Over the weekend I was struggling with a piece of writing. It wasn’t that I didn’t like what I was writing about (in fact, I was in love with it), it wasn’t that I don’t like writing (when I was a child I told everyone who would listen I wanted to be a writer… which strangely flipped to Prime Minister at around 10… I came to my senses soon thereafter), it wasn’t that I don’t have a solid command of the English language (I write well, enjoy speaking even to scary large groups, read voraciously), it was more about splitting the same hair over and over, unsure that the nuances I was casting were able to express exactly what I meant.
This is frustrating for someone who is a word nerd. How many times can I turn the same rock over, hoping to see something a little closer to my imagination underneath it each time?
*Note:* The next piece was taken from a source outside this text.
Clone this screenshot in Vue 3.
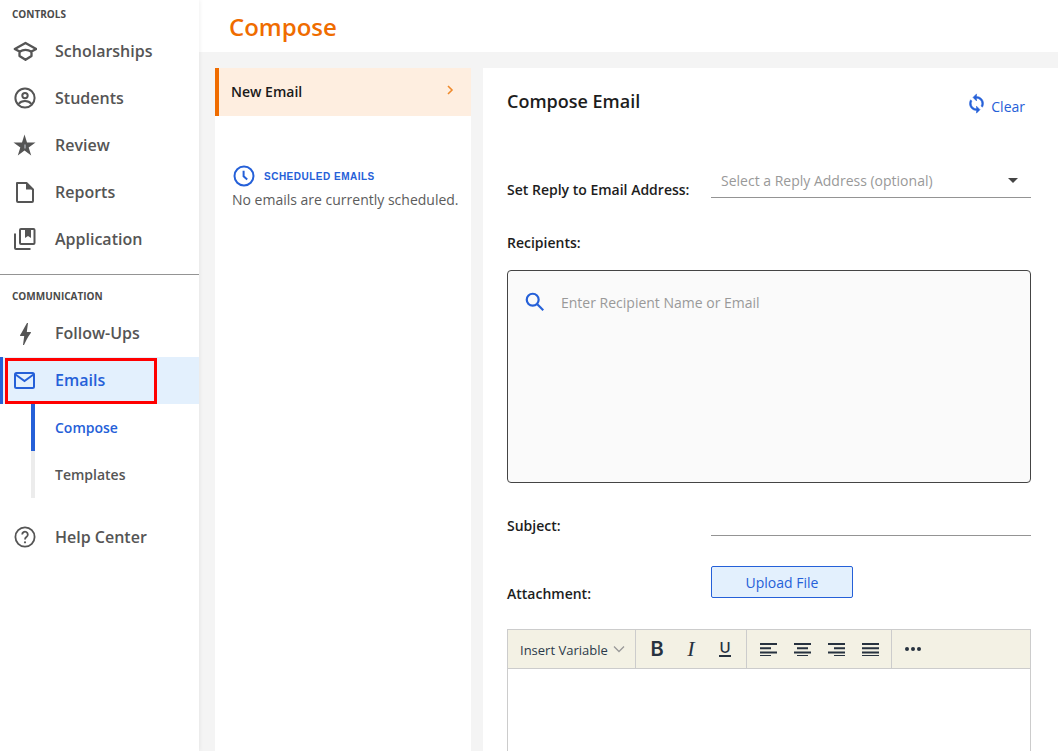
<template>
  <div class="page">
    <aside class="sidebar">
      <div class="nav-label first">CONTROLS</div>
      <a v-for="item in controls" :key="item.name" class="nav-item">
        <svg class="nav-icon" viewBox="0 0 24 24" v-html="item.icon"></svg>
        <span>{{ item.name }}</span>
      </a>
      <hr class="divider" />
      <div class="nav-label second">COMMUNICATION</div>
      <a class="nav-item">
        <svg class="nav-icon" viewBox="0 0 24 24" v-html="icons.bolt"></svg>
        <span>Follow-Ups</span>
      </a>
      <a class="nav-item active">
        <svg class="nav-icon" viewBox="0 0 24 24" v-html="icons.mail"></svg>
        <span>Emails</span>
        <div class="highlight"></div>
      </a>
      <a class="sub-item current">Compose</a>
      <a class="sub-item">Templates</a>
      <a class="nav-item help">
        <svg class="nav-icon" viewBox="0 0 24 24" v-html="icons.help"></svg>
        <span>Help Center</span>
      </a>
    </aside>

    <main class="main">
      <header class="top">
        <h1>Compose</h1>
      </header>
      <div class="columns">
        <section class="list-panel">
          <div class="new-email">
            <span>New Email</span>
            <svg class="chevron" viewBox="0 0 8 12"><path d="M2 2l4 4-4 4" /></svg>
          </div>
          <div class="scheduled">
            <div class="scheduled-head">
              <svg class="clock" viewBox="0 0 22 22">
                <circle cx="11" cy="11" r="9.5" />
                <path d="M10.6 5.8v5.4l3.6 3.2" />
              </svg>
              <span>SCHEDULED EMAILS</span>
            </div>
            <p>No emails are currently scheduled.</p>
          </div>
        </section>

        <section class="form-panel">
          <div class="form-head">
            <h2>Compose Email</h2>
            <a class="clear">
              <svg viewBox="0 0 24 24"><path d="M12 4V1L8 5l4 4V6c3.31 0 6 2.69 6 6 0 1.01-.25 1.97-.7 2.8l1.46 1.46C19.54 15.03 20 13.57 20 12c0-4.42-3.58-8-8-8zm0 14c-3.31 0-6-2.69-6-6 0-1.01.25-1.97.7-2.8L5.24 7.74C4.46 8.97 4 10.43 4 12c0 4.42 3.58 8 8 8v3l4-4-4-4v3z" /></svg>
              <span>Clear</span>
            </a>
          </div>

          <div class="row reply">
            <label>Set Reply to Email Address:</label>
            <div class="select">
              <span>Select a Reply Address (optional)</span>
              <i class="caret"></i>
            </div>
          </div>

          <label class="recipients-label">Recipients:</label>
          <div class="recipients">
            <svg viewBox="0 0 24 24"><circle cx="9.5" cy="9.5" r="6.5" /><path d="M14.5 14.5l6.5 6.5" /></svg>
            <span>Enter Recipient Name or Email</span>
          </div>

          <div class="row subject">
            <label>Subject:</label>
            <div class="line"></div>
          </div>

          <div class="row attachment">
            <label>Attachment:</label>
            <button type="button">Upload File</button>
          </div>

          <div class="editor">
            <div class="toolbar">
              <div class="group variable">
                <span>Insert Variable</span>
                <svg viewBox="0 0 12 8"><path d="M1 1.5l5 5 5-5" /></svg>
              </div>
              <div class="group format">
                <span class="tool tool-b">B</span>
                <span class="tool tool-i">I</span>
                <span class="tool"><span class="tool-u">U</span></span>
              </div>
              <div class="group align">
                <span v-for="a in aligns" :key="a" class="tool">
                  <svg viewBox="0 0 17 14"><path :d="a" /></svg>
                </span>
              </div>
              <div class="group more">
                <i></i><i></i><i></i>
              </div>
            </div>
            <div class="editor-body"></div>
          </div>
        </section>
      </div>
    </main>
  </div>
</template>

<script setup>
const line = 'fill="none" stroke="currentColor" stroke-width="2"';

const icons = {
  cap: `<path d="M12.5 4 1.800 10l4.700 2.600V17l6 3.800 6-3.800v-4.400L23.200 10z" fill="none" stroke="currentColor" stroke-width="2.300" stroke-linejoin="round"/><path d="M6.500 12.800c3.800-2.400 8.200-2.400 12 0" fill="none" stroke="currentColor" stroke-width="2.300"/>`,
  user: `<circle cx="12" cy="12" r="9.600" ${line}/><circle cx="12" cy="9.600" r="2.700" ${line}/><path d="M5.600 18c1.600-2 4-2.900 6.400-2.900s4.800.9 6.400 2.900" ${line}/>`,
  star: '<path d="M11.500 1.500l2.500 7.900 8.500.2-6.800 4.800 2.500 8.100-6.700-5-6.700 5 2.500-8.100L.5 9.600l8.500-.2z" fill="currentColor"/><path d="M12 11.500v4" stroke="#cfd3dc" stroke-width="1"/>',
  file: `<path d="M4 3h9.500L20 9.500V21a1 1 0 0 1-1 1H5a1 1 0 0 1-1-1z" ${line} stroke-linejoin="round"/><path d="M13 2.500v7h7.500" fill="currentColor"/>`,
  book: `<path d="M8 2h12.500a1 1 0 0 1 1 1v13a1 1 0 0 1-1 1H8a1 1 0 0 1-1-1V3a1 1 0 0 1 1-1z" ${line}/><path d="M12 2h6v9l-3-2-3 2z" fill="currentColor"/><path d="M2 6.500V21a1 1 0 0 0 1 1h14.500" ${line}/>`,
  bolt: '<path d="M11 24h-1l1.200-9H7.500c-.9 0-.5-.7-.2-1.200C9 11 11.500 6.500 14 2h1l-1.200 9h3.700c.5 0 .6.400.3.900C14.500 16.500 12.500 20.500 11 24z" fill="currentColor"/>',
  mail: `<rect x="2" y="5" width="19" height="15" rx="1.500" ${line}/><path d="M2.500 6.500 11.500 13l9-6.500" ${line}/>`,
  help: '<circle cx="12" cy="12" r="9.600" fill="none" stroke="currentColor" stroke-width="1.800"/><path d="M9.200 9.500a2.800 2.800 0 1 1 4.400 2.300c-1 .7-1.600 1.200-1.600 2.700" fill="none" stroke="currentColor" stroke-width="1.800"/><circle cx="12" cy="17.300" r="1.100" fill="currentColor"/>'
};

const controls = [
  { name: 'Scholarships', icon: icons.cap },
  { name: 'Students', icon: icons.user },
  { name: 'Review', icon: icons.star },
  { name: 'Reports', icon: icons.file },
  { name: 'Application', icon: icons.book }
];

const aligns = [
  'M0 1h17v2H0zM0 5.200h11v2H0zM0 9.400h17v2H0zM0 13h11v1H0z',
  'M0 1h17v2H0zM3 5.200h11v2H3zM0 9.400h17v2H0zM3 13h11v1H3z',
  'M0 1h17v2H0zM6 5.200h11v2H6zM0 9.400h17v2H0zM6 13h11v1H6z',
  'M0 1h17v2H0zM0 5.200h17v2H0zM0 9.400h17v2H0zM0 13h17v1H0z'
];
</script>

<style>
html, body { margin: 0; height: 100%; overflow: hidden; }
</style>

<style scoped>
.page {
  width: 1058px;
  height: 751px;
  display: flex;
  overflow: hidden;
  font-family: "Open Sans", "Liberation Sans", sans-serif;
  background: #f4f4f4;
}

.sidebar {
  position: relative;
  z-index: 1;
  width: 199px;
  flex: none;
  background: #fff;
  color: #555;
  box-shadow: 1px 0 4px rgba(0, 0, 0, 0.06);
}
.nav-label {
  padding-left: 12px;
  font-size: 10px;
  font-weight: 700;
  color: #4a4a4a;
}
.nav-label.first { height: 28px; line-height: 29px; }
.nav-label.second { height: 35px; line-height: 43px; }
.divider {
  margin: 11px 0 0;
  border: 0;
  height: 1px;
  background: #949494;
}
.nav-item {
  position: relative;
  height: 47px;
  box-sizing: border-box;
  display: flex;
  align-items: center;
  padding: 0 0 1px 13px;
  font-size: 16px;
  font-weight: 600;
}
.nav-item span { margin-top: -1px; }
.nav-icon {
  width: 24px;
  height: 24px;
  margin-right: 18px;
  flex: none;
}
.nav-item.active {
  background: #e3f0fd;
  color: #2560d8;
  box-shadow: inset 3px 0 0 #2560d8;
}
.nav-item.help { margin-top: 16px; }
.highlight {
  position: absolute;
  left: 5px;
  top: 1px;
  width: 152px;
  height: 46px;
  box-sizing: border-box;
  border: 3px solid #f00;
}
.sub-item {
  height: 47px;
  margin-left: 31px;
  padding-left: 20px;
  border-left: 4px solid #ececec;
  display: flex;
  align-items: center;
  font-size: 14px;
  font-weight: 600;
}
.sub-item.current {
  border-left-color: #2560d8;
  color: #2560d8;
}

.main {
  flex: 1;
  min-width: 0;
}
.top {
  height: 52px;
  background: #fff;
  padding-left: 30px;
}
.top h1 {
  margin: 0;
  font-size: 24px;
  font-weight: 600;
  line-height: 54px;
  color: #ef6c00;
}
.columns {
  display: flex;
  gap: 12px;
  padding: 16px 0 0 16px;
  height: 683px;
}

.list-panel {
  width: 256px;
  flex: none;
  background: #fff;
}
.new-email {
  height: 48px;
  box-sizing: border-box;
  display: flex;
  align-items: center;
  justify-content: space-between;
  padding: 0 17px 2px 12px;
  border-left: 4px solid #ef6c00;
  background: #feeee0;
  font-size: 14px;
  font-weight: 600;
  color: #1a1a1a;
}
.chevron {
  width: 8px;
  height: 12px;
  margin-top: -3px;
  fill: none;
  stroke: #ef8a2c;
  stroke-width: 1.6;
}
.scheduled {
  padding: 49px 0 0 17px;
}
.scheduled-head {
  display: flex;
  align-items: center;
  gap: 9px;
  margin-left: 1px;
  font-family: "Liberation Sans", Arial, sans-serif;
  font-size: 10px;
  font-weight: 700;
  letter-spacing: 0.5px;
  color: #2560d8;
}
.clock {
  width: 22px;
  height: 22px;
  fill: none;
  stroke: #2560d8;
  stroke-width: 2;
}
.scheduled p {
  margin: 3px 0 0;
  font-size: 14px;
  line-height: 19px;
  color: #5c5c5c;
}

.form-panel {
  flex: 1;
  min-width: 0;
  background: #fff;
  padding: 0 27px 0 24px;
  overflow: hidden;
}
.form-head {
  height: 88px;
  display: flex;
  justify-content: space-between;
  align-items: flex-start;
}
.form-head h2 {
  margin: 20px 0 0;
  font-size: 18px;
  font-weight: 600;
  line-height: 27px;
  color: #1d1d1d;
}
.clear {
  display: flex;
  align-items: flex-start;
  gap: 4px;
  margin: 25px 6px 0 0;
  font-size: 14px;
  line-height: 19px;
  color: #2560d8;
}
.clear span { padding-top: 4px; }
.clear svg {
  width: 21px;
  height: 21px;
  fill: #2560d8;
  stroke: #2560d8;
  stroke-width: 0.6;
}
label {
  font-size: 14px;
  font-weight: 600;
  line-height: 19px;
  color: #1d1d1d;
}
.row {
  display: flex;
}
.row label {
  width: 204px;
  flex: none;
}
.reply {
  height: 42px;
  align-items: flex-end;
}
.reply label { margin-bottom: -1px; }
.select {
  flex: 1;
  height: 42px;
  box-sizing: border-box;
  border-bottom: 1px solid #949494;
  display: flex;
  align-items: center;
  justify-content: space-between;
  padding: 8px 13px 0 10px;
  font-size: 14px;
  color: #999;
}
.caret {
  width: 0;
  height: 0;
  border: 5px solid transparent;
  border-top-color: #444;
  border-bottom: 0;
}
.recipients-label {
  display: block;
  margin-top: 35px;
}
.recipients {
  margin-top: 18px;
  height: 213px;
  box-sizing: border-box;
  border: 1px solid #444;
  border-radius: 4px;
  background: #fafafa;
  display: flex;
  align-items: flex-start;
  padding: 20px 0 0 16px;
  font-size: 14px;
  color: #999;
}
.recipients svg {
  width: 22px;
  height: 22px;
  margin-right: 15px;
  flex: none;
  fill: none;
  stroke: #2560d8;
  stroke-width: 2.4;
}
.recipients span { line-height: 24px; }
.subject {
  margin-top: 33px;
  height: 20px;
}
.subject .line {
  flex: 1;
  border-bottom: 1px solid #949494;
}
.attachment {
  margin-top: 30px;
  height: 32px;
}
.attachment label { align-self: flex-end; margin-bottom: -5px; }
.attachment button {
  width: 142px;
  height: 32px;
  border: 1px solid #2560d8;
  border-radius: 2px;
  background: #e3f0fd;
  font-family: inherit;
  font-size: 14px;
  color: #2560d8;
}
.editor {
  margin-top: 31px;
  border: 1px solid #ccc;
  border-bottom: 0;
  height: 140px;
}
.toolbar {
  height: 38px;
  background: #f3f1e4;
  border-bottom: 1px solid #ccc;
  display: flex;
}
.group {
  display: flex;
  align-items: center;
  border-right: 1px solid #ccc;
  box-sizing: border-box;
}
.variable {
  width: 128px;
  padding-left: 12px;
  font-size: 13px;
  color: #2b3a4a;
}
.variable span { padding-top: 2px; }
.variable svg {
  width: 12px;
  height: 8px;
  margin-left: 5px;
  fill: none;
  stroke: #999;
  stroke-width: 1.3;
}
.format {
  width: 111px;
  padding-left: 4px;
  color: #27323f;
}
.tool {
  width: 34px;
  flex: none;
  display: flex;
  justify-content: center;
}
.tool-b {
  font-family: "Inter", sans-serif;
  font-size: 20px;
  font-weight: 600;
}
.tool-i {
  font-family: "Liberation Serif", serif;
  font-size: 22px;
  font-style: italic;
}
.tool-u {
  font-family: "Inter", sans-serif;
  font-size: 15px;
  font-weight: 500;
  line-height: 14px;
  border-bottom: 2px solid #27323f;
}
.align {
  width: 145px;
  padding-left: 4px;
}
.align svg {
  width: 17px;
  height: 14px;
  fill: #27323f;
}
.more {
  border-right: 0;
  padding-left: 13px;
  gap: 2px;
}
.more i {
  width: 4px;
  height: 4px;
  border-radius: 50%;
  background: #27323f;
}
.editor-body {
  background: #fff;
}
</style>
When I was a teenager I thought music was one way of expressing the inexpressible that I could try. I was unable to read music, but seriously interested in certain clichéd pieces that at least set a mood of sorts, and so my extremely generous boyfriend at the time annotated the couple of scores I picked up, writing in the value of each note. You can imagine how messy these poor scores looked when he was done “fixing” them for me. Even with this incredible assistance, my fingers somehow couldn’t say anything meaningful.
Later on I moved to Montréal and thought I might find “it” in French. It’s definitely there, some French words express things that are inexpressible in English. But a command of French like the one I have in English would have taken much longer to cultivate than the time I spent there. Only knowing a few words that are interesting because translating them is tricky does not an articulate speaker make. I haven’t given up on French, but I have given up on my accent, so perhaps I’ll keep combing through French for its clues in private.
So here I am, fiddling with words, in the only language I will have this level of control over because it was programmed into my head since I was a baby. Still, I feel that there has to be some way to further refine what I say and write. And then? I thought. If I achieve it, will it be so subtle and meaningful only to me that I will be the only one who appreciates the great significance of choosing the word “expose” over “reveal”?
There is something I read about whilst researching my thesis, called an “idiolect”, a use of language so affected that the person who speaks it is the only one who understands it. Wow, I thought, that would be pretty lonely. It’s just about the saddest thing I can think of. This came to mind and I immediately forgave my minor misfires in English, my bad French, and even my wretched attempts at the Moonlight Sonata. I’d rather muddle through and at least make it halfway. I’d rather write love notes with my left hand, ball them up and toss them over your fence, in the hopes you’ll uncrumple them, and decipher them anyway. At the very least, the pile of crumpled-up paper on your side will hint that I have something to say, and it’s probably urgent.
3 replies on “Crumpled-up Paper Vs. the Idiolect”
MK, you always help me make sense of somethign I’m fretting about.
Idiolects are sad when there’s no framework to mediate between yours and mine. But they sure are a lifesaver when you’re trying to sort information and make sense of the world. What a blessing that all those social bookmark and photo gadgets let me invent tags and cluster terms. Imagine we had to categorise *our world* by recourse to drop down lists a la mid-90s yahoo directory? i feel like idiosyncratic taxonomies help maintain sanity. But they are bound to isolate unless we persistently take care to adapt and bridge them in a way that generates folksonomies and hell ya, standards.
good post
Hey Maya,
Great point. Idiosyncratic taxonomies are interesting in and of themselves, and are in a way a method for each of us to expose our own "tagging idiolects". It’s fascinating and fun, and much better than a drop down list.
Bridging the gap is then the next step.